### Aim of the exercise
In the entries below, find the lines with the word "React" and copy them.

### Input material
────────────────────
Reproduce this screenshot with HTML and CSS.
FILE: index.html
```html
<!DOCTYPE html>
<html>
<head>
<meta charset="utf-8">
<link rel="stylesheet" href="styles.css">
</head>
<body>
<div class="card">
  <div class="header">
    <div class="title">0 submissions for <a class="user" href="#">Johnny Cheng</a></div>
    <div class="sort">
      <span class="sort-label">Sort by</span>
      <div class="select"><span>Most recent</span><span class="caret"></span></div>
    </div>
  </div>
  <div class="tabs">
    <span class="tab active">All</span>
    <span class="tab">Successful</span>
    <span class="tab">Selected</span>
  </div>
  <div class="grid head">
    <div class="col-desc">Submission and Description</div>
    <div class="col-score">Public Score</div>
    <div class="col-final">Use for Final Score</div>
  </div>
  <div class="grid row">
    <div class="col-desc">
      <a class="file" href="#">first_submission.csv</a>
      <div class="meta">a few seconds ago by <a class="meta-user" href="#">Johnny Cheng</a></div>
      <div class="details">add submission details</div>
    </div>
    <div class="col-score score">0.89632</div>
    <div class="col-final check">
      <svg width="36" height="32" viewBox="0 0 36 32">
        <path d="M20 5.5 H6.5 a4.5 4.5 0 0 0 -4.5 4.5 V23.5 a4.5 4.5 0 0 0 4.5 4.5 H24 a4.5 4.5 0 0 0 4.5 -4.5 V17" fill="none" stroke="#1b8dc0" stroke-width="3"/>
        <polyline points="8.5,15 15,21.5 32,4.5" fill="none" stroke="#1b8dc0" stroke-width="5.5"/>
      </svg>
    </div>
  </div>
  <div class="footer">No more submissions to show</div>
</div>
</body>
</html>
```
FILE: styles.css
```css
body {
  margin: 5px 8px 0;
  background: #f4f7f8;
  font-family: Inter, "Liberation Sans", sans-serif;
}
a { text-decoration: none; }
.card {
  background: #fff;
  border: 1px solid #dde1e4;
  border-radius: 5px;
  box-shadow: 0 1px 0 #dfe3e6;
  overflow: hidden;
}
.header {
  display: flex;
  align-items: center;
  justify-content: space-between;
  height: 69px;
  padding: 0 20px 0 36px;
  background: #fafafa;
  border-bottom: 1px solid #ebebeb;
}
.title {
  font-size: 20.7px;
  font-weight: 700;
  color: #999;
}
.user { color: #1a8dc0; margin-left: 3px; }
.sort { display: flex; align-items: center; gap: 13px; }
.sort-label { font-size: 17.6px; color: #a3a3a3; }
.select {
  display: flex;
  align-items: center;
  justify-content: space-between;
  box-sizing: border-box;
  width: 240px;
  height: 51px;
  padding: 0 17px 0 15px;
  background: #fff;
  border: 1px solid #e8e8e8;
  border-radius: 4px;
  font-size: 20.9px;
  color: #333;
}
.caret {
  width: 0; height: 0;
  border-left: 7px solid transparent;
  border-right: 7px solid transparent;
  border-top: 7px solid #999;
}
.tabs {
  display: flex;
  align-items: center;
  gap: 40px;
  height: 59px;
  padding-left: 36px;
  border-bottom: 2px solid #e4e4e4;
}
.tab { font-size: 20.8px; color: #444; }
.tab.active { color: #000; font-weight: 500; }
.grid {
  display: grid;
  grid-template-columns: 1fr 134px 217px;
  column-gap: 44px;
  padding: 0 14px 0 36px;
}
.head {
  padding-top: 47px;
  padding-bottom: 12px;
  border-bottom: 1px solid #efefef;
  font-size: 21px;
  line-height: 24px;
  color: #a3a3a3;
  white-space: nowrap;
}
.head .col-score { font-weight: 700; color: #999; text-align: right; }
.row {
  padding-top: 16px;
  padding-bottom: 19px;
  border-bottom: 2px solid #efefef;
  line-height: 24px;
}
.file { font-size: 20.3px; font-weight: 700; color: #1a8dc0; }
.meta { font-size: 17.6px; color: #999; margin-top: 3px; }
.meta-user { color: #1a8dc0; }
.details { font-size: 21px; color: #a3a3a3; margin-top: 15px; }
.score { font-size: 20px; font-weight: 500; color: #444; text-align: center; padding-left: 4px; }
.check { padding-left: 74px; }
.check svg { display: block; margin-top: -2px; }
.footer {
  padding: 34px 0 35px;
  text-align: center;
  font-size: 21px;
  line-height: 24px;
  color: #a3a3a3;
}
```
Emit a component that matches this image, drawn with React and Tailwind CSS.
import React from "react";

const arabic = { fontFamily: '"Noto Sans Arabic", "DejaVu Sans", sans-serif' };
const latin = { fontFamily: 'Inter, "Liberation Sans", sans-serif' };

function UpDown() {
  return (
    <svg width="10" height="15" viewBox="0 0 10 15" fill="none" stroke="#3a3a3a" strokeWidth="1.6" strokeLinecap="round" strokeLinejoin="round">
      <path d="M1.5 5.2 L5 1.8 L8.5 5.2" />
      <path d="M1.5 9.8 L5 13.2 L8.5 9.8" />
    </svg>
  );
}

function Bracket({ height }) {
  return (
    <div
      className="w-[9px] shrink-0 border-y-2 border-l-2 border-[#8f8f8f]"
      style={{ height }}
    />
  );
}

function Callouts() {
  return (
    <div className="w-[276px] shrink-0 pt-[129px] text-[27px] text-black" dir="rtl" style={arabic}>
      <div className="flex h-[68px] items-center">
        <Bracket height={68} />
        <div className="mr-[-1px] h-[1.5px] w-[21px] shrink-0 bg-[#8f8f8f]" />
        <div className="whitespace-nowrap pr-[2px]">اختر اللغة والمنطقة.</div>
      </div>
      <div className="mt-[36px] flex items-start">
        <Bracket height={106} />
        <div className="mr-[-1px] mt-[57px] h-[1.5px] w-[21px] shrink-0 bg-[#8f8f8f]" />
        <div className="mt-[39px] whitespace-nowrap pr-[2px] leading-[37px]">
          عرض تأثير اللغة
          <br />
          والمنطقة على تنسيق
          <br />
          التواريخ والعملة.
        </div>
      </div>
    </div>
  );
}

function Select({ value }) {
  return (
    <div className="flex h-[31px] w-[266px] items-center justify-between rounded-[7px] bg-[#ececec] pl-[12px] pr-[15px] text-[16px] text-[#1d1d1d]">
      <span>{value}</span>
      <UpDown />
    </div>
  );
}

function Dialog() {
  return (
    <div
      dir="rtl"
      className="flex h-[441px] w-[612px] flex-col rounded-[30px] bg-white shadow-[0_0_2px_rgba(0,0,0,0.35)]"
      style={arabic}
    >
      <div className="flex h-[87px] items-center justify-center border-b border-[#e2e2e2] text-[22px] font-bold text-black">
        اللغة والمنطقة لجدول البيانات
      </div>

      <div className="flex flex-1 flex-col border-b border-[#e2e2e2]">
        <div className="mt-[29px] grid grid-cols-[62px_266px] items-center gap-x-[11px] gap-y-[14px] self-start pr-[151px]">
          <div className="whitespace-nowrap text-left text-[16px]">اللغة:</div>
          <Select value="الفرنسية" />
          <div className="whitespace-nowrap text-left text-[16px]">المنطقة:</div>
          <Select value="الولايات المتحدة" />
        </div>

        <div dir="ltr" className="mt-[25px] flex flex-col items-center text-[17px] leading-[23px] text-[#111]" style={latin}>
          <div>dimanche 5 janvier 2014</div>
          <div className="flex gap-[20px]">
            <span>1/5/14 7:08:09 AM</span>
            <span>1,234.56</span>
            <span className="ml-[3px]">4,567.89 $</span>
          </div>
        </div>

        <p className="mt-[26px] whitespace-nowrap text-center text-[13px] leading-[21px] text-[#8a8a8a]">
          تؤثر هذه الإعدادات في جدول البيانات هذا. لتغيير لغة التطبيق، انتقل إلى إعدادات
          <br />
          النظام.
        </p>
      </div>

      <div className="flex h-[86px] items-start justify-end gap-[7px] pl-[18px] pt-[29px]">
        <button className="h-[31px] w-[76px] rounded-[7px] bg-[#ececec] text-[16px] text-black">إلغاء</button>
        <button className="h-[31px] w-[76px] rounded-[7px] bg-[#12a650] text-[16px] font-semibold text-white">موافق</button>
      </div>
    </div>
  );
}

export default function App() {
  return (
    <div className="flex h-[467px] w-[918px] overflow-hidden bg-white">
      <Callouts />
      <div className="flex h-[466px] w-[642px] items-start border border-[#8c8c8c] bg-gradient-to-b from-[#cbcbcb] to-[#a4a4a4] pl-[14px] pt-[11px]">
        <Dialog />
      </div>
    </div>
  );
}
────────────────────
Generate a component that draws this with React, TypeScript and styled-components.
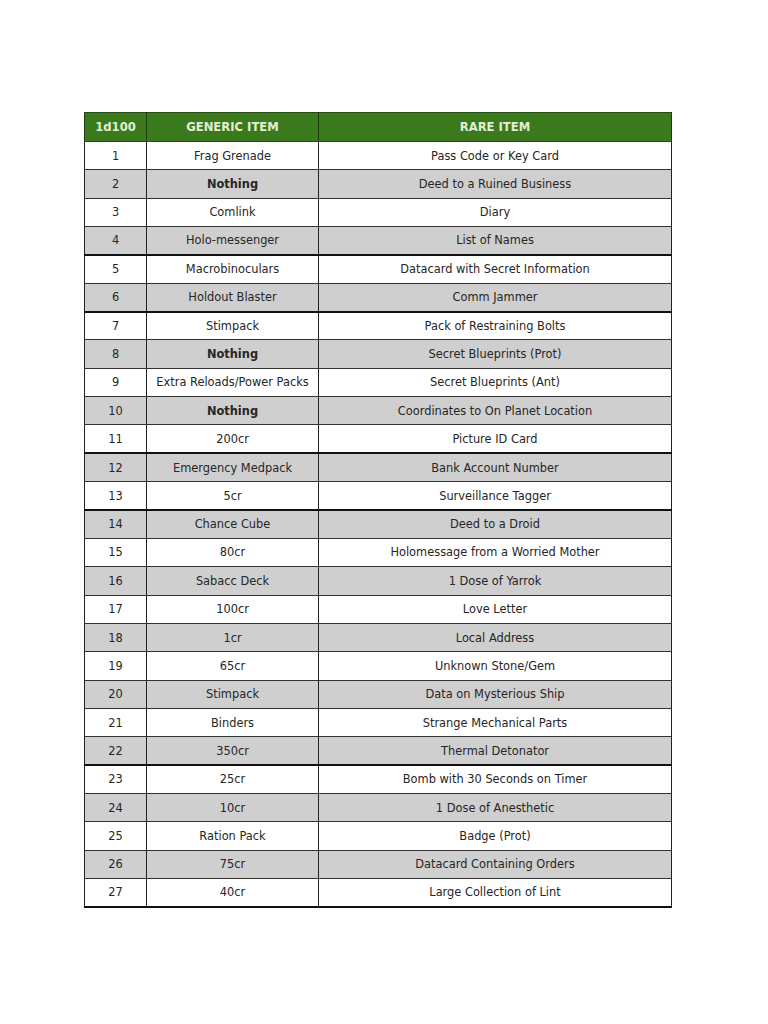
────────────────────
### The reply
Emit a component that matches this image, drawn with React and Tailwind CSS.
import React from "react";
Generate a component that draws this with React, TypeScript and styled-components.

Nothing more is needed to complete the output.